Data records:
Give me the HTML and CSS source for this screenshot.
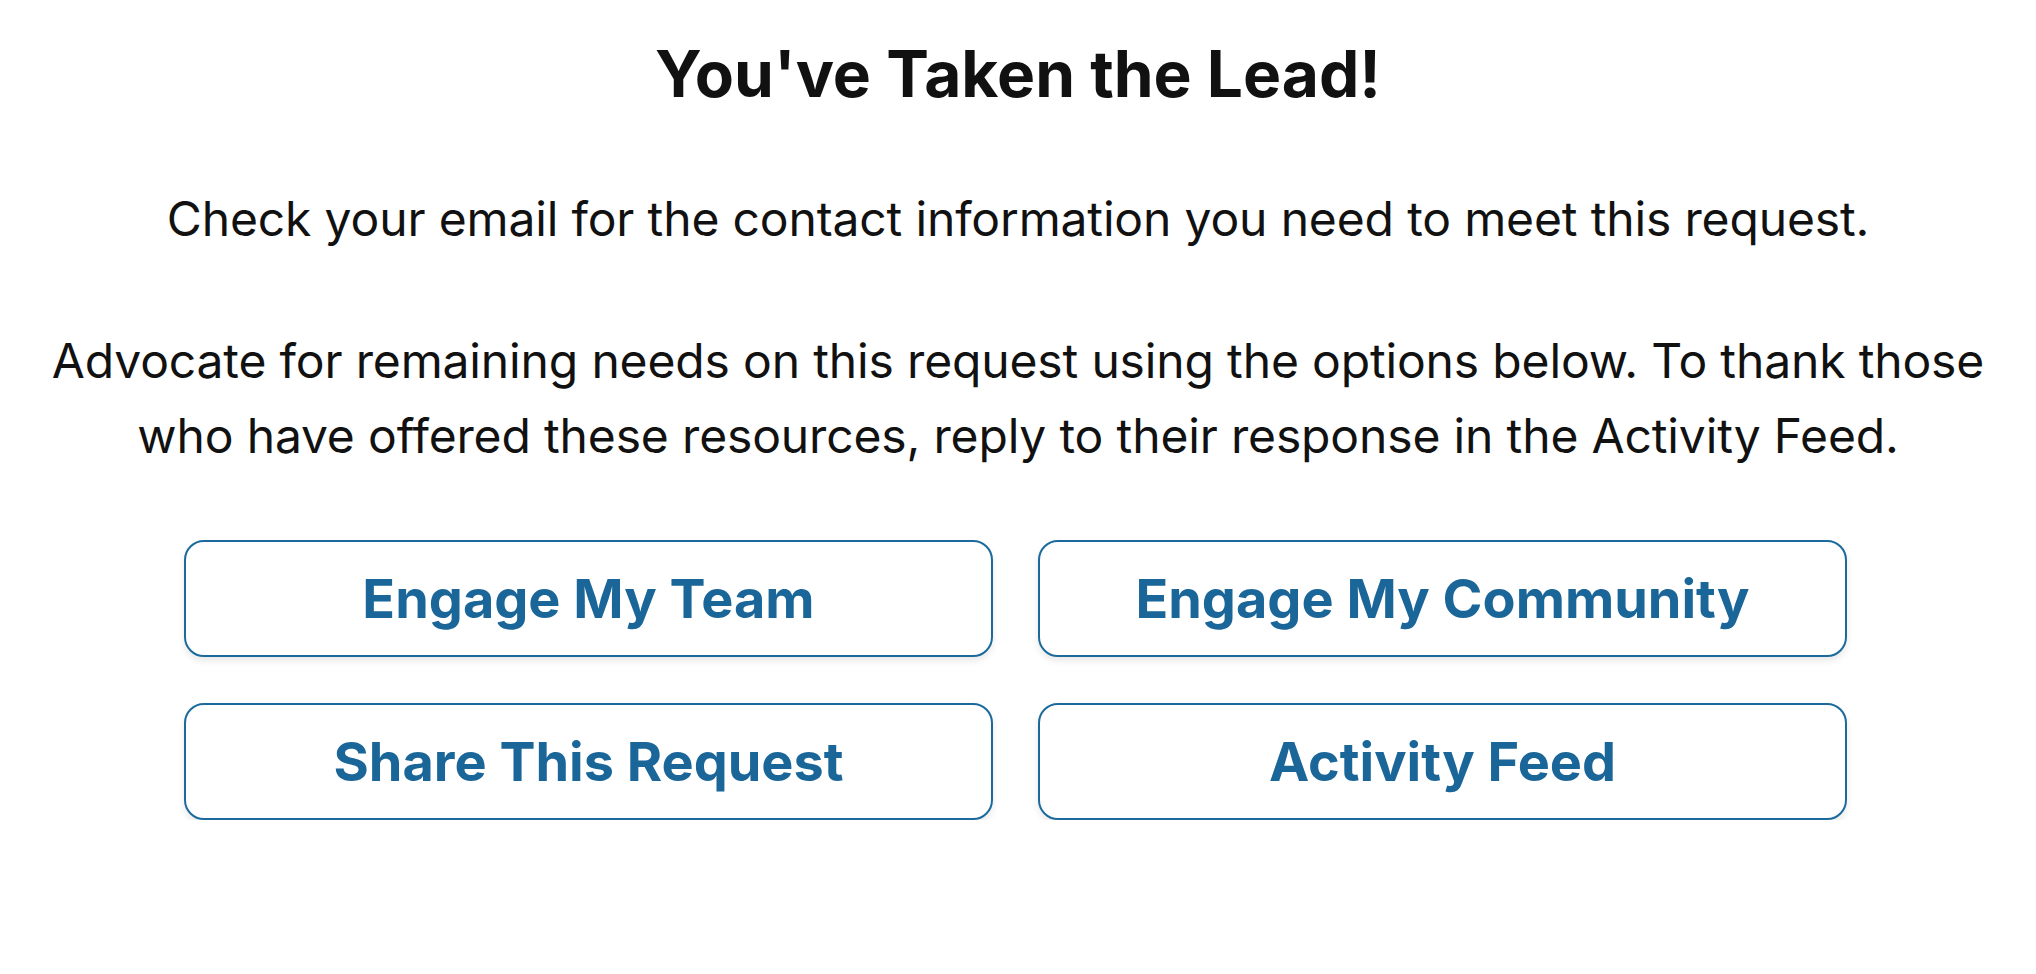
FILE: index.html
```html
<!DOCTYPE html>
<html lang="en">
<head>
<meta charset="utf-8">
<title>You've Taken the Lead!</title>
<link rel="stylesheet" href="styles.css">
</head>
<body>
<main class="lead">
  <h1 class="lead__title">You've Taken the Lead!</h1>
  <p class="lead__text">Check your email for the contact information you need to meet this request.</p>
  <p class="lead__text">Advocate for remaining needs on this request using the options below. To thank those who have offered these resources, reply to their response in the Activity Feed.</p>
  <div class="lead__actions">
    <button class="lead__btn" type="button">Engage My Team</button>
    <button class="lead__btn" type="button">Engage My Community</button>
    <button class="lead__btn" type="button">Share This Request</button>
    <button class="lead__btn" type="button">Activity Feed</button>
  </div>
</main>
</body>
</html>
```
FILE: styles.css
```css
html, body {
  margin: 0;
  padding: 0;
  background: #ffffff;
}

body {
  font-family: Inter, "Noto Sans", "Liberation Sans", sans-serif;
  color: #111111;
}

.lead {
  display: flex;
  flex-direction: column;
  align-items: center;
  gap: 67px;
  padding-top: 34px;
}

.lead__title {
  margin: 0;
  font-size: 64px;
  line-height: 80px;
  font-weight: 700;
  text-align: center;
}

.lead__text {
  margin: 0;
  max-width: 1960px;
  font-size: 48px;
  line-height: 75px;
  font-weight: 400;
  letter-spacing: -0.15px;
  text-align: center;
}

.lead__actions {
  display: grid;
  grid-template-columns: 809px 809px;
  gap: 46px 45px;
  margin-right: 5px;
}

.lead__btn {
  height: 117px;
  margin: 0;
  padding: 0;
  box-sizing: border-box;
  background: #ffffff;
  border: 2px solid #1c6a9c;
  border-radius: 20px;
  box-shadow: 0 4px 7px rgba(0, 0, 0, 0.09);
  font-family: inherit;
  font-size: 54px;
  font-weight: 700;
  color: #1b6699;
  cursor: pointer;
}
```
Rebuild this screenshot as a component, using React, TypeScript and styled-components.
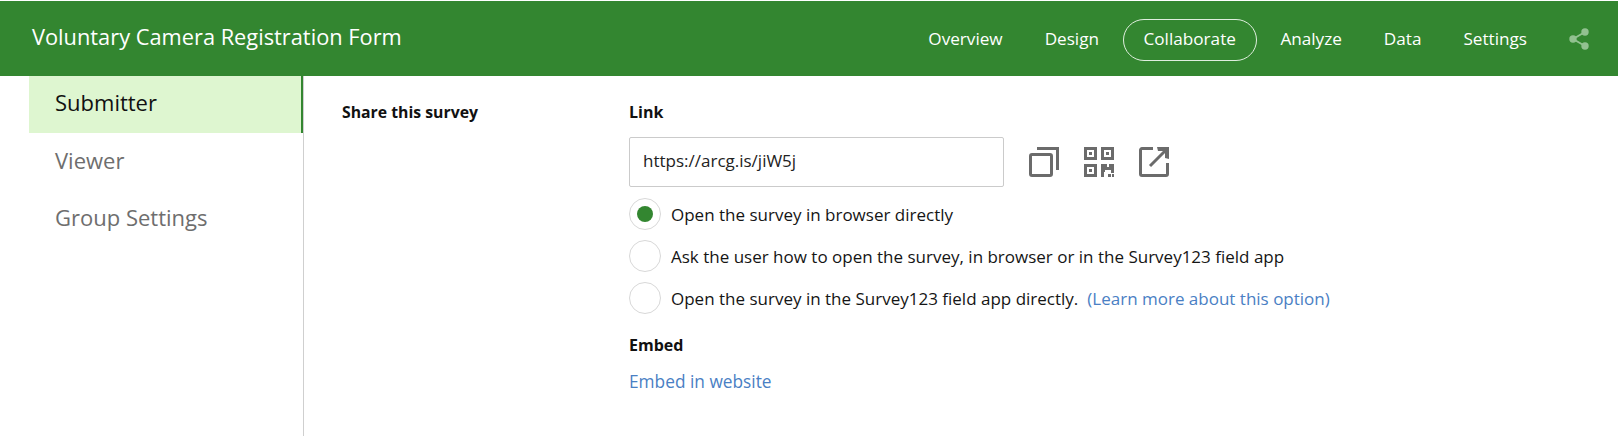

Directive » Can you repeat every record above exactly, apart from the pictures?

Response to the task »
Give me the HTML and CSS source for this screenshot.
FILE: index.html
```html
<!DOCTYPE html>
<html lang="en">
<head>
<meta charset="utf-8">
<title>You've Taken the Lead!</title>
<link rel="stylesheet" href="styles.css">
</head>
<body>
<main class="lead">
  <h1 class="lead__title">You've Taken the Lead!</h1>
  <p class="lead__text">Check your email for the contact information you need to meet this request.</p>
  <p class="lead__text">Advocate for remaining needs on this request using the options below. To thank those who have offered these resources, reply to their response in the Activity Feed.</p>
  <div class="lead__actions">
    <button class="lead__btn" type="button">Engage My Team</button>
    <button class="lead__btn" type="button">Engage My Community</button>
    <button class="lead__btn" type="button">Share This Request</button>
    <button class="lead__btn" type="button">Activity Feed</button>
  </div>
</main>
</body>
</html>
```
FILE: styles.css
```css
html, body {
  margin: 0;
  padding: 0;
  background: #ffffff;
}

body {
  font-family: Inter, "Noto Sans", "Liberation Sans", sans-serif;
  color: #111111;
}

.lead {
  display: flex;
  flex-direction: column;
  align-items: center;
  gap: 67px;
  padding-top: 34px;
}

.lead__title {
  margin: 0;
  font-size: 64px;
  line-height: 80px;
  font-weight: 700;
  text-align: center;
}

.lead__text {
  margin: 0;
  max-width: 1960px;
  font-size: 48px;
  line-height: 75px;
  font-weight: 400;
  letter-spacing: -0.15px;
  text-align: center;
}

.lead__actions {
  display: grid;
  grid-template-columns: 809px 809px;
  gap: 46px 45px;
  margin-right: 5px;
}

.lead__btn {
  height: 117px;
  margin: 0;
  padding: 0;
  box-sizing: border-box;
  background: #ffffff;
  border: 2px solid #1c6a9c;
  border-radius: 20px;
  box-shadow: 0 4px 7px rgba(0, 0, 0, 0.09);
  font-family: inherit;
  font-size: 54px;
  font-weight: 700;
  color: #1b6699;
  cursor: pointer;
}
```
Rebuild this screenshot as a component, using React, TypeScript and styled-components.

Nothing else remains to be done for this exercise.